First of all we need to strip all special characters and punctuation away. This is easily accomplished with something like:
function toAscii($str) {
$clean = preg_replace("/[^a-zA-Z0-9\/_|+ -]/", '', $str);
$clean = strtolower(trim($clean, '-'));
$clean = preg_replace("/[\/_|+ -]+/", '-', $clean);
return $clean;
}
With our toAscii function we can convert a string like “Hi! I’m the title of your page!” to hi-im-the-title-of-your-page. This is nice, but what happens with a title like “A piñata is a paper container filled with candy”?
The result will be a-piata-is-a-paper-container-filled-with-candy, which is not cool. We need to convert all special characters to the closest ascii character equivalent.

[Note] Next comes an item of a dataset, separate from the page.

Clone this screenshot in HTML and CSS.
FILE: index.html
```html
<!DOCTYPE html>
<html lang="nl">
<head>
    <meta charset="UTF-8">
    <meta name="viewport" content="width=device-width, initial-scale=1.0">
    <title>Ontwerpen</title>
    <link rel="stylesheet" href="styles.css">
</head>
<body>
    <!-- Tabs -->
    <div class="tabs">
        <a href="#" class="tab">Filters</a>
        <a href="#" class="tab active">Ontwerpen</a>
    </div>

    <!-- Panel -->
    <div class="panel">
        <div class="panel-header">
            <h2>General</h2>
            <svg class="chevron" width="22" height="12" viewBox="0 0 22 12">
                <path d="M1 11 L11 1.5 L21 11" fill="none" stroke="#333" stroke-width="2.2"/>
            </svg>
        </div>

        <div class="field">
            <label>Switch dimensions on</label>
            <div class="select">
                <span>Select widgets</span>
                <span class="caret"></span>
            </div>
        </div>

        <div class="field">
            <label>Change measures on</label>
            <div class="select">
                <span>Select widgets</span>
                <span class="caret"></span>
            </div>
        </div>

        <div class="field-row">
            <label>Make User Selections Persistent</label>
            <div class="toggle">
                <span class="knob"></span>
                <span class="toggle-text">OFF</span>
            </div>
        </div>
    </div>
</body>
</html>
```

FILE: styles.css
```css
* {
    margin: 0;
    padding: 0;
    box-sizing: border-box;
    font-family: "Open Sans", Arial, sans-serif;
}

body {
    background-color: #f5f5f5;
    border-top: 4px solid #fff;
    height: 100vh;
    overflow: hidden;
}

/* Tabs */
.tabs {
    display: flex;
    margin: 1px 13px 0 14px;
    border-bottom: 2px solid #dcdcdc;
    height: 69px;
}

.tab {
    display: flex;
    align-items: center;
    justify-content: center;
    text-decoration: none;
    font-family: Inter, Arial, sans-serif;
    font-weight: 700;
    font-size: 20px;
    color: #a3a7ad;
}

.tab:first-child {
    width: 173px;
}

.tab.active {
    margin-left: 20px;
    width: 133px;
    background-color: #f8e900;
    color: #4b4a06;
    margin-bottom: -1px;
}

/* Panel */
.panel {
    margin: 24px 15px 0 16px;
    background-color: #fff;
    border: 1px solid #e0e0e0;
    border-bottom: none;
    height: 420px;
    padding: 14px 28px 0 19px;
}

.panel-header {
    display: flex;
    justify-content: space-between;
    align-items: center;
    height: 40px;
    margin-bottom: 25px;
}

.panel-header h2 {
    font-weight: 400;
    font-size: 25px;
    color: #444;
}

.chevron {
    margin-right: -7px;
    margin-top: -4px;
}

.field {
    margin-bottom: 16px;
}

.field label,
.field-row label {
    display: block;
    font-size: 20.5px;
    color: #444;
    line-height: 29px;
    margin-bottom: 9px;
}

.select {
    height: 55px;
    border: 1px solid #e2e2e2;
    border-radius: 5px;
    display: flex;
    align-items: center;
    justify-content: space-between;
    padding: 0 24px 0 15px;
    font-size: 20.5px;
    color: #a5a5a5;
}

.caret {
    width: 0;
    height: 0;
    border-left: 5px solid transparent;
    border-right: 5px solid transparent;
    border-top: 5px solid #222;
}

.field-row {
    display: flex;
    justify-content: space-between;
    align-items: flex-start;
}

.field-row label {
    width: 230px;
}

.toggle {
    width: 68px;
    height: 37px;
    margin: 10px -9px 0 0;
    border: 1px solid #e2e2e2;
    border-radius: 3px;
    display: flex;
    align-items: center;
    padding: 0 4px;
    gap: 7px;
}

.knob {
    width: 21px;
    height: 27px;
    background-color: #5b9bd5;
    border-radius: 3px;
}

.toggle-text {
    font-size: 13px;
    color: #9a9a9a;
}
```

There are many ways to do this, maybe the easiest is by using iconv.
setlocale(LC_ALL, 'en_US.UTF8');
function toAscii($str) {
$clean = iconv('UTF-8', 'ASCII//TRANSLIT', $str);
$clean = preg_replace("/[^a-zA-Z0-9\/_| -]/", '', $clean);
$clean = strtolower(trim($clean, '-'));
$clean = preg_replace("/[\/_| -]+/", '-', $clean);
return $clean;
}
I always work with UTF-8 but you can obviously use any character encoding recognized by your system. The piñata text is now transliterated into a-pinata-is-a-paper-container-filled-with-candy. Lovable.
If they are not Spanish, users will hardly search your site for the word piñata, they will most likely search for pinata. So you may want to store both versions in your database. You may have a title field with the actual displayed text and a slug field containing its ascii version counterpart.

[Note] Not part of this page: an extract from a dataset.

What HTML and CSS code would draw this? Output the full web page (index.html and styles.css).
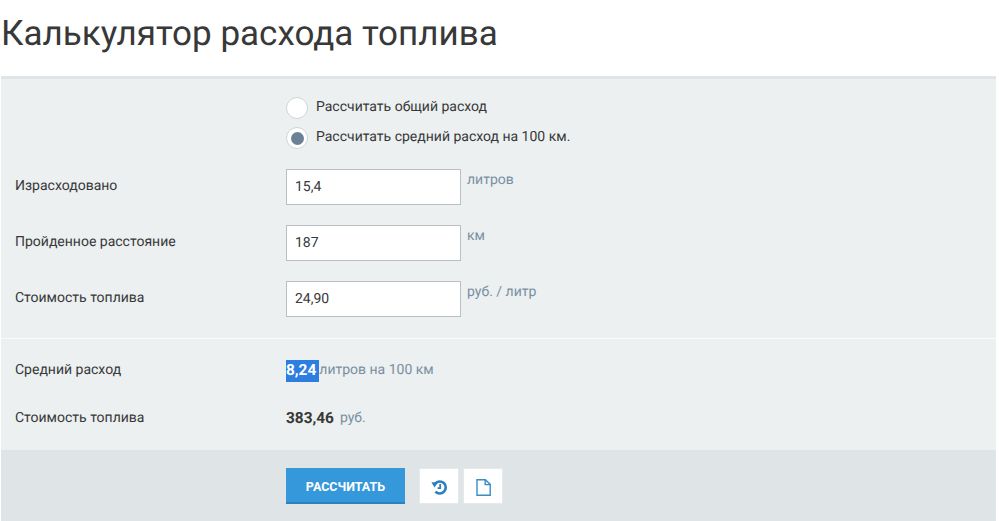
FILE: index.html
```html
<!DOCTYPE html>
<html lang="ru">
<head>
<meta charset="utf-8">
<title>Калькулятор расхода топлива</title>
<link rel="stylesheet" href="styles.css">
</head>
<body>
<h1 class="title">Калькулятор расхода топлива</h1>
<div class="panel">
  <div class="inputs">
    <div class="radios">
      <label class="radio-row"><span class="radio"></span>Рассчитать общий расход</label>
      <label class="radio-row"><span class="radio is-on"></span>Рассчитать средний расход на 100 км.</label>
    </div>
    <div class="field">
      <span class="label">Израсходовано</span>
      <span class="box">15,4</span>
      <span class="unit">литров</span>
    </div>
    <div class="field">
      <span class="label">Пройденное расстояние</span>
      <span class="box">187</span>
      <span class="unit">км</span>
    </div>
    <div class="field">
      <span class="label">Стоимость топлива</span>
      <span class="box">24,90</span>
      <span class="unit">руб. / литр</span>
    </div>
  </div>
  <div class="results">
    <div class="result">
      <span class="label">Средний расход</span>
      <span class="value is-selected">8,24</span><span class="unit-inline is-tight">литров на 100 км</span>
    </div>
    <div class="result">
      <span class="label">Стоимость топлива</span>
      <span class="value">383,46</span><span class="unit-inline">руб.</span>
    </div>
  </div>
  <div class="actions">
    <button class="primary" type="button"><span class="primary-text">РАССЧИТАТЬ</span></button>
    <button class="icon-btn" type="button" aria-label="История">
      <svg width="17" height="15" viewBox="0 0 17 15"><path d="M4.2 3.6A6 6 0 1 1 4.4 11.6" fill="none" stroke="#2b7fc0" stroke-width="2.6"/><path d="M0.4 2.2H7L3.6 7.6Z" fill="#2b7fc0"/><path d="M9.2 4V8.2H6.6" fill="none" stroke="#2b7fc0" stroke-width="1.8"/></svg>
    </button>
    <button class="icon-btn" type="button" aria-label="Новый">
      <svg width="15" height="17" viewBox="0 0 15 17"><path d="M1 .8H9.4L14.2 5.4V16.2H1Z" fill="none" stroke="#3a8cc9" stroke-width="1.4"/><path d="M9.2 .8V5.6H14.2" fill="none" stroke="#3a8cc9" stroke-width="1.4"/></svg>
    </button>
  </div>
</div>
</body>
</html>
```
FILE: styles.css
```css
* { box-sizing: border-box; }
html, body { margin: 0; padding: 0; background: #fff; }
body {
  font-family: Roboto, "Liberation Sans", sans-serif;
  font-size: 14px;
  color: #383838;
  height: 521px;
  overflow: hidden;
  text-rendering: geometricPrecision;
}
.title {
  margin: 0;
  padding: 14px 0 0 1px;
  height: 76px;
  font-size: 35px;
  line-height: 40px;
  font-weight: 400;
  color: #383838;
}
.panel {
  margin: 0 3px 0 1px;
  background: #ecf0f1;
  border-top: 3px solid #dfe5e6;
}
.inputs { padding: 18px 0 21px 14px; }
.radios {
  margin-left: 271px;
  display: flex;
  flex-direction: column;
  gap: 8px;
  margin-bottom: 20px;
}
.radio-row { display: flex; align-items: flex-start; height: 22px; gap: 8px; line-height: 20px; }
.radio {
  width: 22px; height: 22px; border-radius: 50%;
  background: #fff; border: 1px solid #cfd5d7;
  display: flex; align-items: center; justify-content: center;
}
.radio.is-on::after {
  content: ""; width: 13px; height: 13px; border-radius: 50%; background: #6b8296;
}
.field { display: flex; align-items: flex-start; height: 36px; margin-bottom: 20px; }
.field:last-child { margin-bottom: 0; }
.label { width: 271px; flex: none; line-height: 34px; }
.box {
  width: 175px; height: 36px; flex: none;
  background: #fff; border: 1px solid #b9c0c4;
  padding-left: 8px; line-height: 34px;
}
.unit { margin-left: 6px; color: #7a8fa1; line-height: 22px; }
.results {
  border-top: 1px solid #fafbfb;
  padding: 15px 0 16px 14px;
}
.result { display: flex; align-items: center; height: 32px; margin-bottom: 16px; }
.result:last-child { margin-bottom: 0; }
.value { font-weight: 700; font-size: 15.4px; }
.value.is-selected { background: #2c7fe0; color: #fff; padding-right: 3px; height: 22px; line-height: 20px; margin-top: 2px; }
.unit-inline { color: #7a8fa1; margin-left: 6px; }
.unit-inline.is-tight { margin-left: 0; }
.actions {
  background: #dfe5e6;
  height: 72px;
  padding: 18px 0 0 285px;
  display: flex;
  align-items: flex-start;
}
.primary {
  width: 119px; height: 36px;
  background: #3498db; color: #fff;
  border: 0; border-bottom: 2px solid #2d80bb;
  font: 700 12.5px Roboto, sans-serif;
  padding: 2px 0 0; margin-right: 14px;
}
.icon-btn {
  width: 40px; height: 36px; margin-right: 4px;
  background: #fff; border: 1px solid #e4e9ea; padding: 2px 0 0;
  display: flex; align-items: center; justify-content: center;
}
```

We can add a delimiter parameter to our function so we can use it to generate both clean urls and slugs (in newspaper editing, a slug is a short name given to an article that is in production, source).
setlocale(LC_ALL, 'en_US.UTF8');
function toAscii($str, $delimiter='-') {
$clean = iconv('UTF-8', 'ASCII//TRANSLIT', $str);
$clean = preg_replace("/[^a-zA-Z0-9\/_|+ -]/", '', $clean);
$clean = strtolower(trim($clean, '-'));
$clean = preg_replace("/[\/_|+ -]+/", $delimiter, $clean);
return $clean;
}
// echo toAscii("A piñata is a paper container filled with candy.", ' ');
// returns: a pinata is a paper container filled with candy
There’s one more thing. The string “I’ll be back!” is converted to ill-be-back. This may or may not be an issue depending on your application. If you use the function to generate a searchable slug for example, looking for “ill” would return the famous Terminator quote that probably isn’t what you wanted.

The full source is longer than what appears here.